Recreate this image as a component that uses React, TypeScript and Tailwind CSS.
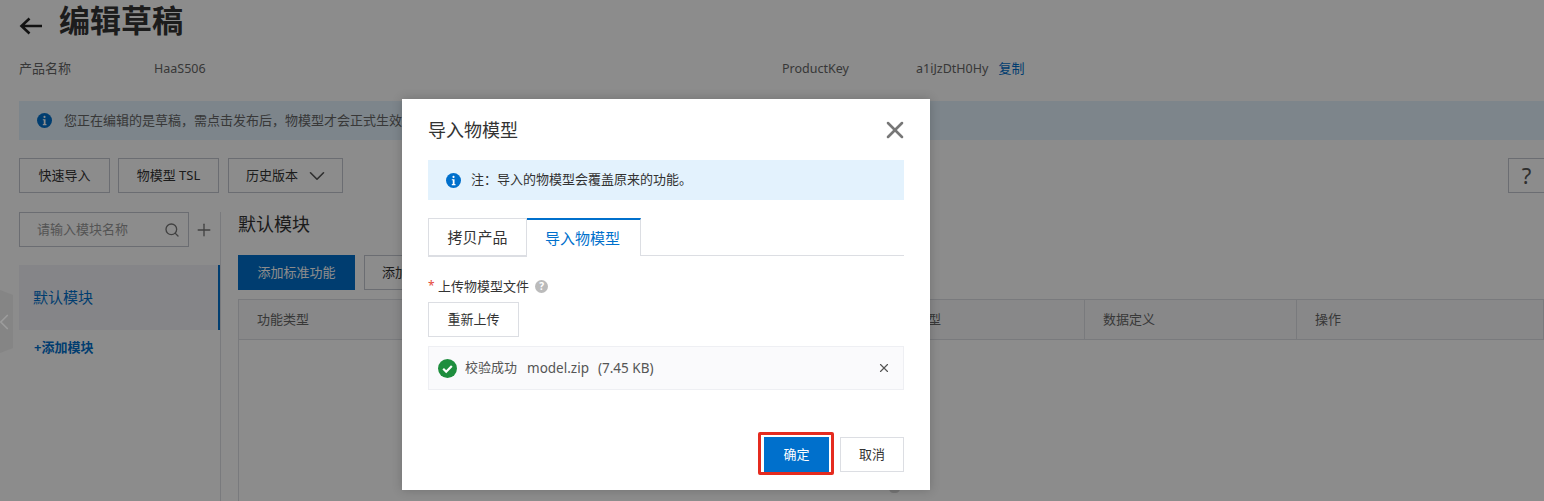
import { ChevronDown, ChevronLeft, Plus, Search, X } from 'lucide-react'

const columns = [
  { title: '功能类型', width: 'w-[210px]' },
  { title: '功能名称', width: 'w-[211px]' },
  { title: '标识符', width: 'w-[211px]' },
  { title: '数据类型', width: 'w-[214px]' },
  { title: '数据定义', width: 'w-[212px]' },
  { title: '操作', width: 'flex-1' },
]

function OutlineButton({ children, className }: { children: React.ReactNode; className: string }) {
  return (
    <button type="button" className={`flex h-[35px] items-center justify-center border border-[#c4c6cf] text-[13px] text-[#333] ${className}`}>
      {children}
    </button>
  )
}

function InfoIcon({ size }: { size: number }) {
  return (
    <svg width={size} height={size} viewBox="0 0 16 16" className="shrink-0">
      <circle cx="8" cy="8" r="8" fill="#0070cc" />
      <rect x="6.9" y="3" width="2.2" height="2.2" rx="1" fill="#fff" />
      <path d="M6.2 6.6h2.9v5.2h1v1.2H6.2v-1.2h1V7.8h-1z" fill="#fff" />
    </svg>
  )
}

function Page() {
  return (
    <div className="h-[501px] overflow-hidden bg-white pl-[19px]">
      <div className="flex h-[44px] items-center">
        <svg width="24" height="18" viewBox="0 0 24 18" className="mt-[7px] shrink-0">
          <path d="M23 9H3M10.5 1.5L2.5 9l8 7.5" fill="none" stroke="#222" strokeWidth="2.6" />
        </svg>
        <h1 className="-mt-[3px] ml-[16px] text-[31px] leading-none font-bold text-[#333]">编辑草稿</h1>
      </div>
      <div className="flex h-[50px] items-center text-[12.5px] text-[#666]">
        <span className="w-[135px] text-[13px]">产品名称</span>
        <span className="w-[628px]">HaaS506</span>
        <span className="w-[134px]">ProductKey</span>
        <span>a1iJzDtH0Hy</span>
        <span className="ml-[10px] text-[13px] text-[#0070cc]">复制</span>
      </div>
      <div className="mt-[7px] flex h-[39px] items-center gap-[12px] bg-[#e3f2fd] pl-[18px] text-[13px] text-[#666]">
        <InfoIcon size={15} />
        <span>您正在编辑的是草稿，需点击发布后，物模型才会正式生效。</span>
      </div>
      <div className="mt-[18px] flex justify-between">
        <div className="flex">
          <OutlineButton className="w-[91px]">快速导入</OutlineButton>
          <OutlineButton className="ml-[8px] w-[101px]">物模型 TSL</OutlineButton>
          <OutlineButton className="ml-[9px] w-[115px] justify-start gap-[6px] pl-[17px]">
            历史版本
            <ChevronDown size={26} strokeWidth={1.5} className="text-[#555]" />
          </OutlineButton>
        </div>
        <OutlineButton className="w-[36px] border-r-0 text-[22px] text-[#555]">?</OutlineButton>
      </div>
      <div className="mt-[19px] flex h-[289px]">
        <aside className="w-[202px] shrink-0 border-r border-[#dcdee3]">
          <div className="flex items-center">
            <div className="flex h-[35px] w-[170px] items-center justify-between border border-[#c4c6cf] pr-[8px] pl-[18px] text-[13px] text-[#999]">
              <span className="-ml-px pt-px">请输入模块名称</span>
              <Search size={16} className="text-[#777]" />
            </div>
            <Plus size={20} strokeWidth={1.6} className="ml-[5px] text-[#777]" />
          </div>
          <div className="mt-[18px] flex h-[65px] items-center border-r-2 border-[#0070cc] bg-[#f2f3f7] pb-px pl-[14px] text-[15px] text-[#0070cc]">
            默认模块
          </div>
          <div className="flex h-[36px] items-center pl-[15px] text-[13px] font-bold text-[#0070cc]">+添加模块</div>
        </aside>
        <main className="ml-[17px] flex-1">
          <h2 className="h-[24px] text-[18px] leading-[24px] text-[#333]">默认模块</h2>
          <div className="mt-[19px] flex gap-[9px]">
            <button type="button" className="h-[35px] w-[117px] bg-[#0070cc] text-[13px] text-white">添加标准功能</button>
            <OutlineButton className="w-[127px]">添加自定义功能</OutlineButton>
          </div>
          <div className="mt-[9px] h-[300px] border-l border-[#dcdee3]">
            <div className="flex h-[41px] border-y border-[#dcdee3] bg-[#f7f8fa] text-[13px] text-[#666]">
              {columns.map((col) => (
                <div key={col.title} className={`flex items-center border-r border-[#dcdee3] pt-px pl-[18px] ${col.width}`}>
                  {col.title}
                </div>
              ))}
            </div>
          </div>
        </main>
      </div>
    </div>
  )
}

function Modal() {
  return (
    <div className="absolute top-[99px] left-[402px] h-[391px] w-[528px] bg-white px-[26px] shadow-[0_0_10px_rgba(0,0,0,0.2)]">
      <div className="flex h-[61px] items-center justify-between">
        <span className="pt-[2px] text-[18px] text-[#333]">导入物模型</span>
        <X size={28} strokeWidth={2.2} className="-mr-[5px] text-[#777]" />
      </div>
      <div className="flex h-[40px] items-center gap-[10px] bg-[#e3f2fd] pl-[18px] text-[13px] text-[#333]">
        <InfoIcon size={15} />
        <span>注：导入的物模型会覆盖原来的功能。</span>
      </div>
      <div className="mt-[18px] flex h-[38px] border-b border-[#dcdee3] text-[15px]">
        <div className="flex h-[39px] w-[99px] items-center justify-center border border-[#dcdee3] text-[#333]">拷贝产品</div>
        <div className="flex h-[38px] w-[114px] items-center justify-center border-t-2 border-r border-t-[#0070cc] border-r-[#dcdee3] bg-white pr-[2px] text-[#0070cc]">
          导入物模型
        </div>
      </div>
      <div className="mt-[21px] flex h-[18px] items-center text-[13px] text-[#333]">
        <span className="w-[10px] text-[12px] text-[#e5483a]">*</span>
        <span className="pt-px">上传物模型文件</span>
        <span className="ml-[6px] flex h-[13px] w-[13px] items-center justify-center rounded-full bg-[#bbb] text-[10px] font-bold text-white">?</span>
      </div>
      <OutlineButton className="mt-[7px] w-[91px] border-[#dcdee3]">重新上传</OutlineButton>
      <div className="mt-[9px] flex h-[44px] items-center border border-[#eeeff3] bg-[#fafafc] pr-[12px] pl-[9px] text-[13px] text-[#555]">
        <svg width="19" height="19" viewBox="0 0 19 19" className="shrink-0">
          <circle cx="9.5" cy="9.5" r="9.5" fill="#1e8e3e" />
          <path d="M5.2 9.8l3 3 5.6-5.8" fill="none" stroke="#fff" strokeWidth="2.2" />
        </svg>
        <span className="ml-[8px]">校验成功</span>
        <span className="ml-[10px] text-[13.5px]">model.zip</span>
        <span className="ml-[9px] text-[13.5px]">(7.45 KB)</span>
        <X size={14} strokeWidth={2} className="ml-auto text-[#555]" />
      </div>
      <div className="mt-[42px] flex items-start justify-end">
        <div className="h-[43px] w-[76px] rounded-[2px] border-[3px] border-[#e52b1f] py-[2px] pr-[2px] pl-[3px]">
          <button type="button" className="block h-[35px] w-[65px] bg-[#0070cc] text-[13px] text-white">确定</button>
        </div>
        <div className="ml-[6px] pt-[5px]">
          <OutlineButton className="w-[64px] border-[#dcdee3]">取消</OutlineButton>
        </div>
      </div>
    </div>
  )
}

export default function App() {
  return (
    <div className="relative h-[501px] w-[1544px] overflow-hidden font-['Noto_Sans','Noto_Sans_CJK_SC',sans-serif] [text-spacing-trim:space-all]">
      <Page />
      <div className="absolute inset-0 bg-black/45" />
      <div className="absolute top-[290px] left-0 flex h-[63px] w-[13px] items-center justify-center bg-[#858585] [clip-path:polygon(0_0,100%_8%,100%_92%,0_100%)]">
        <ChevronLeft size={26} strokeWidth={1.6} className="-ml-[6px] shrink-0 text-[#9c9c9c]" />
      </div>
      <div className="absolute top-[484px] left-[889px] h-[9px] w-[11px] rounded-full bg-[#767676]" />
      <Modal />
    </div>
  )
}
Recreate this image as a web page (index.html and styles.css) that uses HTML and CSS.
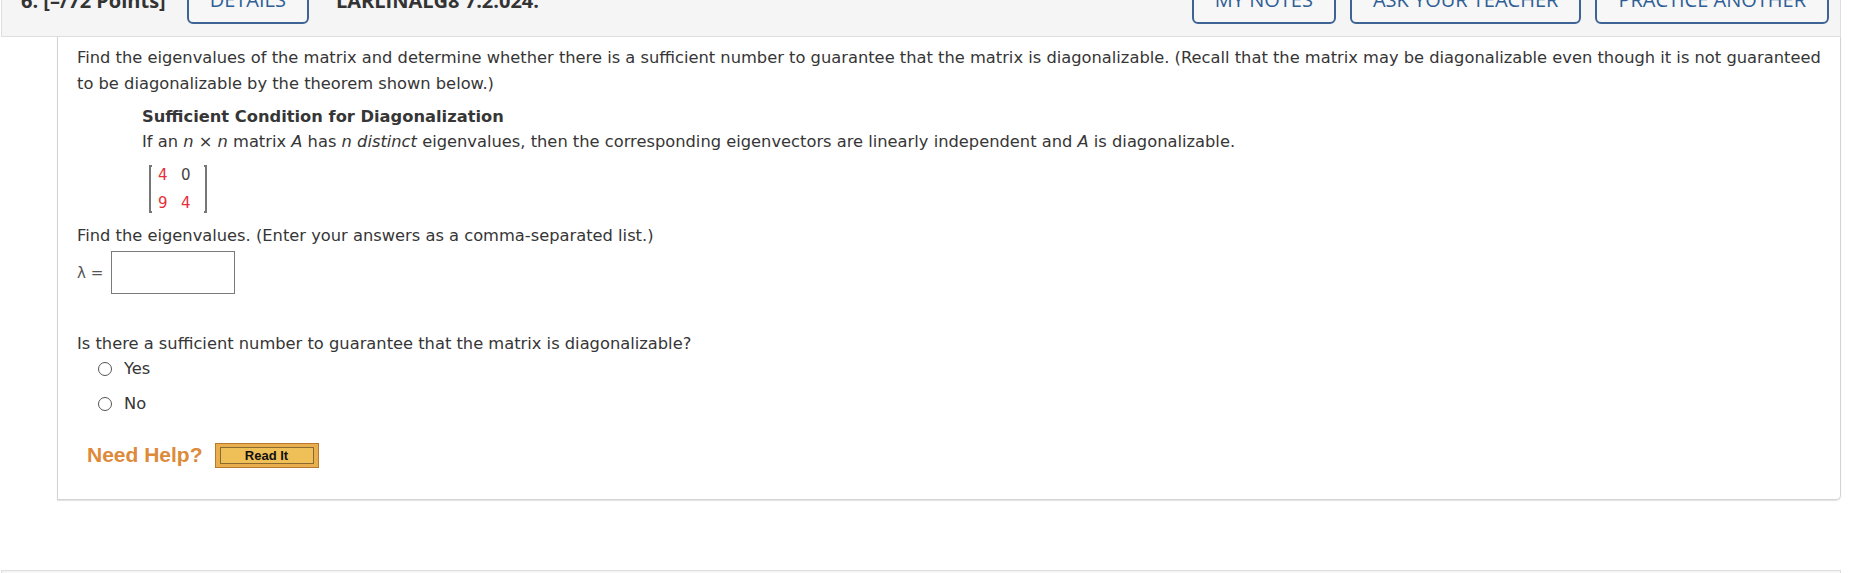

━━━━

• Given exercise:
Repeat only the lines between the top of the entries above and the line containing "Plus, Search, X", both ends included, without the pictures.

• Answer in full:
Recreate this image as a component that uses React, TypeScript and Tailwind CSS.
import { ChevronDown, ChevronLeft, Plus, Search, X } from 'lucide-react'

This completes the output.